● WHAT YOU WILL DO:
Pull out every line with the word "component".

[START OF PROVIDED RECORDS]

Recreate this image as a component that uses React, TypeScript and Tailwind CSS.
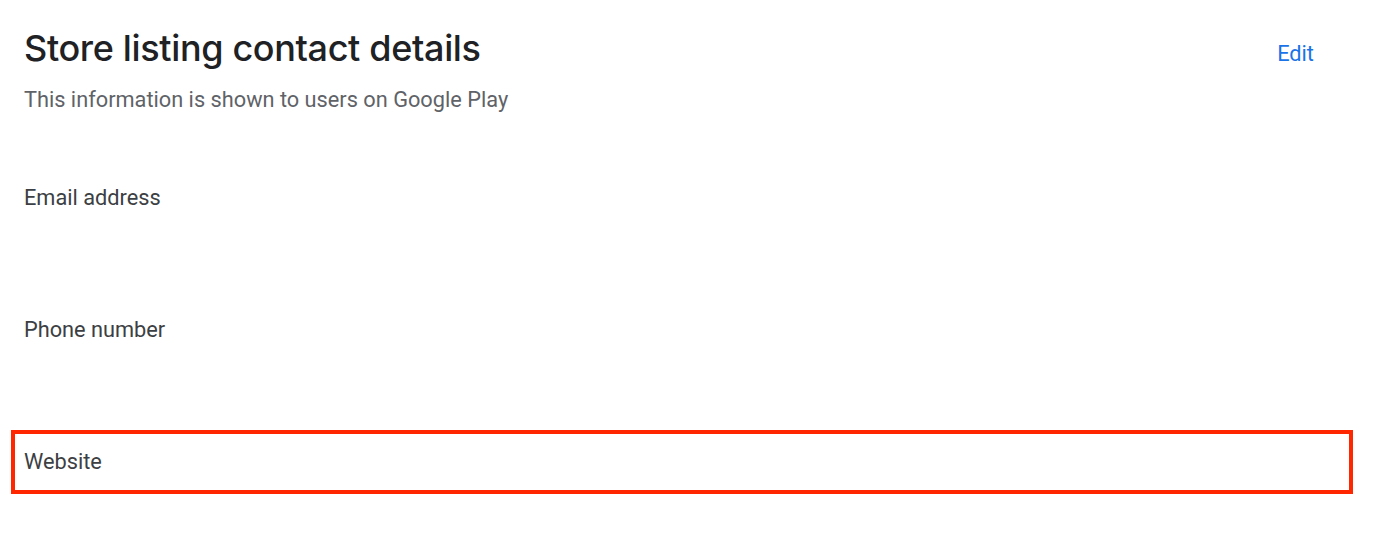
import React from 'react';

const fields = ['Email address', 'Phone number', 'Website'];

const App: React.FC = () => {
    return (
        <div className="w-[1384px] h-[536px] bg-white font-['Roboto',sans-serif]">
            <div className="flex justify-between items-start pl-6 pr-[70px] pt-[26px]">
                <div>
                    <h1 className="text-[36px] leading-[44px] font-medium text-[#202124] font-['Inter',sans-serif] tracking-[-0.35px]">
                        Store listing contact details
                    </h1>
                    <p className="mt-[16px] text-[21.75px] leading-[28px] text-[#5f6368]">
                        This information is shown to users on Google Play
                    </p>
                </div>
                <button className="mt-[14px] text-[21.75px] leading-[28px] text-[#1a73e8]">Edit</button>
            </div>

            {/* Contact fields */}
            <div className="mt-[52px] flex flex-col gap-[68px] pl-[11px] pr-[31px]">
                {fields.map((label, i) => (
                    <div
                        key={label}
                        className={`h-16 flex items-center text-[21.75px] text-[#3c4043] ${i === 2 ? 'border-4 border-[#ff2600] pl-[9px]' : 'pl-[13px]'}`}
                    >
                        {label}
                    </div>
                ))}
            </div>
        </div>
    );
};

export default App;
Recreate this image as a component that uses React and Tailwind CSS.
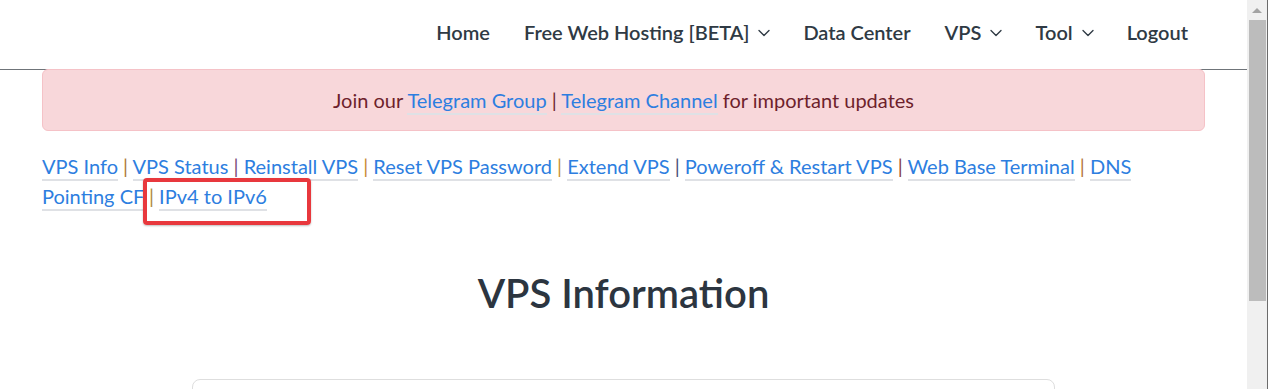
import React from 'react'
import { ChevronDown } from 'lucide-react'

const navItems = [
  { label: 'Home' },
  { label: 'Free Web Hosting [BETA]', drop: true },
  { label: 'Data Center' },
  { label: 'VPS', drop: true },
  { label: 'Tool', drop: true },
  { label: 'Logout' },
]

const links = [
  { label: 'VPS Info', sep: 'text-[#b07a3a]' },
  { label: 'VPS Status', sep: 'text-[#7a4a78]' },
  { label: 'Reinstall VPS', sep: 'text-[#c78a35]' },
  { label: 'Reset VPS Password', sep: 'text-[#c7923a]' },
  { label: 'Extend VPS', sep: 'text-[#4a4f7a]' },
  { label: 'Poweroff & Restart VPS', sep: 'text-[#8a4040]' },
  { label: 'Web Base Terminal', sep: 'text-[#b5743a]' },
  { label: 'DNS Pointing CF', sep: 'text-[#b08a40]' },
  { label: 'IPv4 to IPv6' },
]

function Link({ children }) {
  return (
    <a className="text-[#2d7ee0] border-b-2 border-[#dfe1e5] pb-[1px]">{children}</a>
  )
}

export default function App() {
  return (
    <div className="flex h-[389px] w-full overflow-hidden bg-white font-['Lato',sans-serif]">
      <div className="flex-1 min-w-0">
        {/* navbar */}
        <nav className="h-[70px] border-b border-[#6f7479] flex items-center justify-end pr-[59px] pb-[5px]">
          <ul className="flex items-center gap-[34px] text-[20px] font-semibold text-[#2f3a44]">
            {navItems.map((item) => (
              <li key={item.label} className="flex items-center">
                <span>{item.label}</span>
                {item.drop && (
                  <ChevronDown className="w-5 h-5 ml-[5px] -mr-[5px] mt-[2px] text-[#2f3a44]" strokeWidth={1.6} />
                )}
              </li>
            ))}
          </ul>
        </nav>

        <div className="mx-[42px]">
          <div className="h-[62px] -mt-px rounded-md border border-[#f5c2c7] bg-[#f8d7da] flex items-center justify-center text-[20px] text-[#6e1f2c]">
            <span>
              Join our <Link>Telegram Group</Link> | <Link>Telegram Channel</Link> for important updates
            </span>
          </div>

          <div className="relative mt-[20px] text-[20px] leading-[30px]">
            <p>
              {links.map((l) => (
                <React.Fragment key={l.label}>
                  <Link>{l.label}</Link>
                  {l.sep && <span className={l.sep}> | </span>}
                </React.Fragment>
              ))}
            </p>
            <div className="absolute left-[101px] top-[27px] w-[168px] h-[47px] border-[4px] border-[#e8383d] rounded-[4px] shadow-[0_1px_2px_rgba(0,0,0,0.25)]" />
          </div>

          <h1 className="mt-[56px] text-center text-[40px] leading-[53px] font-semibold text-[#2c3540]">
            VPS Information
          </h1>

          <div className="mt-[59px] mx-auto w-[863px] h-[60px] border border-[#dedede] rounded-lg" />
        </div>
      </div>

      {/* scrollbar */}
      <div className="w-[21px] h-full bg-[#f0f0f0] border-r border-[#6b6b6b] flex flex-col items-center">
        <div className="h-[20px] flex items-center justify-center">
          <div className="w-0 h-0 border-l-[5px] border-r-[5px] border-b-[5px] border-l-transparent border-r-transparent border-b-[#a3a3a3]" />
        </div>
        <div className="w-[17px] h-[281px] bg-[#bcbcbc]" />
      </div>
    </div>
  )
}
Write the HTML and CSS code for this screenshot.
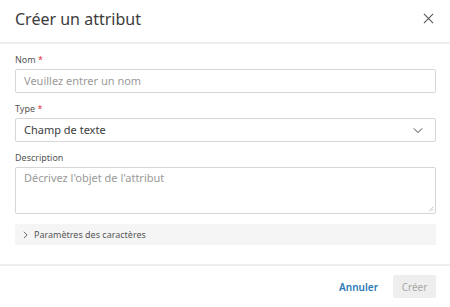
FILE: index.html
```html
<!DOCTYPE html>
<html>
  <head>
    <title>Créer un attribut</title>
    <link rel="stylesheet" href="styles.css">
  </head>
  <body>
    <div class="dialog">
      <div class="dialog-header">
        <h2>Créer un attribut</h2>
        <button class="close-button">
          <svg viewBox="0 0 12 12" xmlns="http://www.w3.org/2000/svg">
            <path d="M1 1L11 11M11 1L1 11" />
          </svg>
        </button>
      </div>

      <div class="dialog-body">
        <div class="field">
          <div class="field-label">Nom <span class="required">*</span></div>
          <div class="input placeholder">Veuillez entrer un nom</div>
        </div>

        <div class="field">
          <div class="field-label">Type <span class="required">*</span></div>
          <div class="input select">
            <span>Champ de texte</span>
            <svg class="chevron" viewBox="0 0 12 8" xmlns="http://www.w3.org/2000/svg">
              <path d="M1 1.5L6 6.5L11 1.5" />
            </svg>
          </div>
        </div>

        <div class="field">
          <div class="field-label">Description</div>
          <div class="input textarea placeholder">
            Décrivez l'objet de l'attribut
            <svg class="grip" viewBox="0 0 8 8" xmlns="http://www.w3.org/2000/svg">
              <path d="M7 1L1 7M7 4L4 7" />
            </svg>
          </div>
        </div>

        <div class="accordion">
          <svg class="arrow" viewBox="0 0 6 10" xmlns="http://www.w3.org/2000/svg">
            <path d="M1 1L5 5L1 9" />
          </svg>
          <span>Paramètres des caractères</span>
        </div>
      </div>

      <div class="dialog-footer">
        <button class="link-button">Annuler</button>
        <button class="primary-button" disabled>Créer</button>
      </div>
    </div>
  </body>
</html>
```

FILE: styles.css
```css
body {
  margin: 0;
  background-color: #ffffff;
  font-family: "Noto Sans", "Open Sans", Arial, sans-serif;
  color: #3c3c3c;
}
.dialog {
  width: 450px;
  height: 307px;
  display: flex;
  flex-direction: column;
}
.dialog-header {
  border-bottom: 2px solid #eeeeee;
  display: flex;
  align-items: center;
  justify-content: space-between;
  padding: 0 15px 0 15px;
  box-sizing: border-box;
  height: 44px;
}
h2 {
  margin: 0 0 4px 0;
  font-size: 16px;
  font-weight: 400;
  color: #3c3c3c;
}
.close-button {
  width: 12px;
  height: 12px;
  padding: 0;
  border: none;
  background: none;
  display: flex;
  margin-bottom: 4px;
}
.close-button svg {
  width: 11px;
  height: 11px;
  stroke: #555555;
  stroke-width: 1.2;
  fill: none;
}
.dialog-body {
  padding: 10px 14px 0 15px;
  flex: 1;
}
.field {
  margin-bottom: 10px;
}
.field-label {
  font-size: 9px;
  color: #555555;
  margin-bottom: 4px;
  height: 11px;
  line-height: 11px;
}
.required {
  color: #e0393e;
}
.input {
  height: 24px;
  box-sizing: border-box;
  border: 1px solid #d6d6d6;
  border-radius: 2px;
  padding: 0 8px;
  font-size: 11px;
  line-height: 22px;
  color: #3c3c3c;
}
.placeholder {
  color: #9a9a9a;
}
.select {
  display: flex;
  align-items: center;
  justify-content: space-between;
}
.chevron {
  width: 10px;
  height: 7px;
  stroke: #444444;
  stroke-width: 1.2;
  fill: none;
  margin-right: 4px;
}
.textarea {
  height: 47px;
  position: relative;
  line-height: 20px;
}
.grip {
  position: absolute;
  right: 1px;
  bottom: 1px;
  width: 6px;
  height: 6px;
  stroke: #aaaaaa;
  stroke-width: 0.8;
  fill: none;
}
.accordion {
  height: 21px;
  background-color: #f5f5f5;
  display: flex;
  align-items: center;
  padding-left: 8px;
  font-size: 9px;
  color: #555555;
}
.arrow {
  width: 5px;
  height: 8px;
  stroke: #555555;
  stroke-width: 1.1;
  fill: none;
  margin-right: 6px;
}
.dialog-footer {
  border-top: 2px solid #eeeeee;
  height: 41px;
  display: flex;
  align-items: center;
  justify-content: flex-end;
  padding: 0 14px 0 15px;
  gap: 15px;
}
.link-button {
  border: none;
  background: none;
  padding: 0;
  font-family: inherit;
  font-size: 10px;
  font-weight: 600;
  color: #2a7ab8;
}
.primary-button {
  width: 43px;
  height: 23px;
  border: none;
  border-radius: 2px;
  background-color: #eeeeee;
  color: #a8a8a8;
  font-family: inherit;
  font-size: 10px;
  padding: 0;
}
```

[END OF PROVIDED RECORDS]

● RIGHT ANSWER:
Recreate this image as a component that uses React, TypeScript and Tailwind CSS.
Recreate this image as a component that uses React and Tailwind CSS.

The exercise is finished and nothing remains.